My Last Letter To God

My Last Letter To God;

Dear God,

I think we really need to talk & due to the content- I think it only fair to let others become witness of this "one-way" conversation, just like it has always been since the early days of my child-hood. "Why was it that "every prayer I had ever prayed was always "ignored? You never even sent a messenger- & if you did, "you forgot to give me the wisdom to understand the message. "Not even one prayer was ever answered- yet millions of folks swear up & down that their prayers were "always answered. I dont get it.

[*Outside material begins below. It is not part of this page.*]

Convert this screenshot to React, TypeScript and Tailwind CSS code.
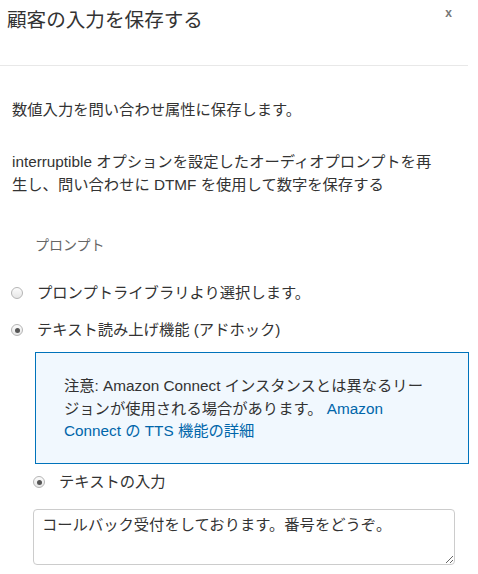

I wasted over 30 years always trying to do the right thing- even gave you out-right permission to have me possessed with any Prophet or "Angel of wisdom of your choice- even invited the Holy-spirit to possess me. But even that invitation was ignored. 99% of all my prayers were (un-selfish) in my younger days. The other 1% percent was always out of desparation. Even unto this very day; "You still keep your silence. (Why?) Whats so special about those other folk who claim to always get their prayers answered? You already know that I was raised in a very strict & orthodox home with prayers before meals & prayer "after meals? "Prayers before bed-time & prayers upon awakening? "Daily bible readings with "random pop quizzes from Dad & if I gave him an incorrect answer; it meant NO TV or "to bed without supper? Do you remember those good old days!? "I sure do, & I cant let them go- as much as I would like to forget those days, "they still continue to haunt me today.

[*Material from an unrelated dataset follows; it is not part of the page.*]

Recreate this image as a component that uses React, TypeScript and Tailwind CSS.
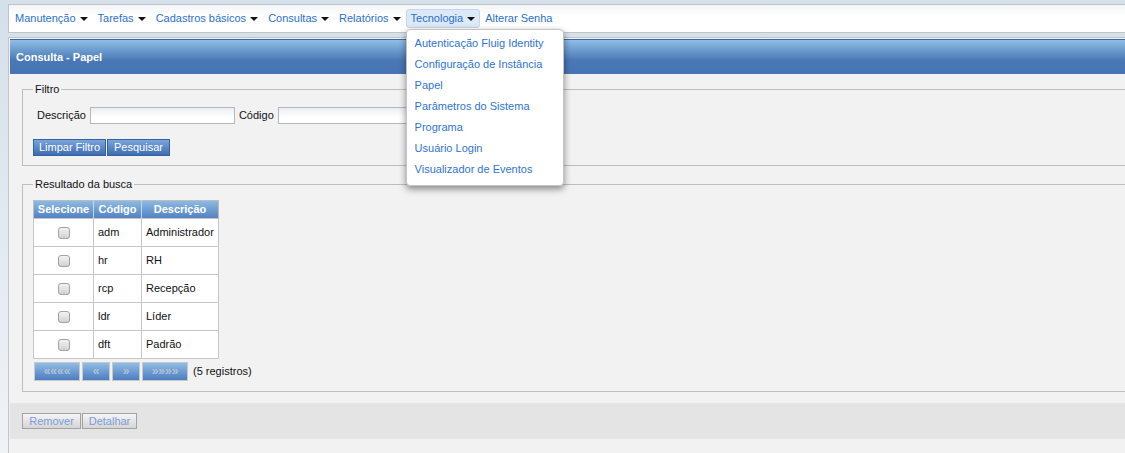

"Jesus was the daily house-hold name for years & years to come. When I finally left home as a (leagle adult), I felt like I had been released from "prison" yet, less than even one year later- I started having disturbing dreams about all those Preachers & Bible teachers I had to endure all of their "Hell fire & damnation-lessons. "Even had a visiting minister yell at me saying: "Boy- your going strait to hell & Gods grace will not save you! "I was only 7 years old. I couldnt see what the big deal was. It was just a cigarrett he caught me with + "taking Gods name in vain by my hollering "God-dammit, upon my capture. You see- back then; "if you smoked (anything) it was considered "sin against your own body & taking Gods name in vain was called the "unpardonable one,...regardless of your age group. "Do you remember those days God? "I sure do & when I caught the preacher in "church kissing another mans wife in the break-room, that preacher let loose of all kinds of vain references to your name. I was about 8 at that time.

Do you recall the time I caught a group of visiting singers lighting up in the back of the church-building during "intermission at that camp-meeting revival? Do you recall all those vain references to your name that they hailed toward me then saying; "kid- if you tell anyone about what you seen us doing, we will throw your ass in hell ourself. I was only 9 years old & "...God? "I do hope you know that those were not "cigarretts they were burning...:) Here I am today @ the age of 57. I havent smoked anything since I was 25- but, then again I have asthma to thank for that one. Just one more question- & Im done and I promise that you will never hear another prayer from my lips... "Why did you allow my wife "Maryann to die on the delivery-table along with our child in 1986? I had already offered myself in their place. Were they more worthy of being a better-sacrifice in the name of your "Vain-glory than "myself? I will understand- if you never answer that one and "now, you will have to endure my silence, but my wrath toward your choice of cruilties will remain in "your face "forever. The bottom-line is; "You could have spared me from all of the above- unless, your not really so "all mighty after all?... "CHOW!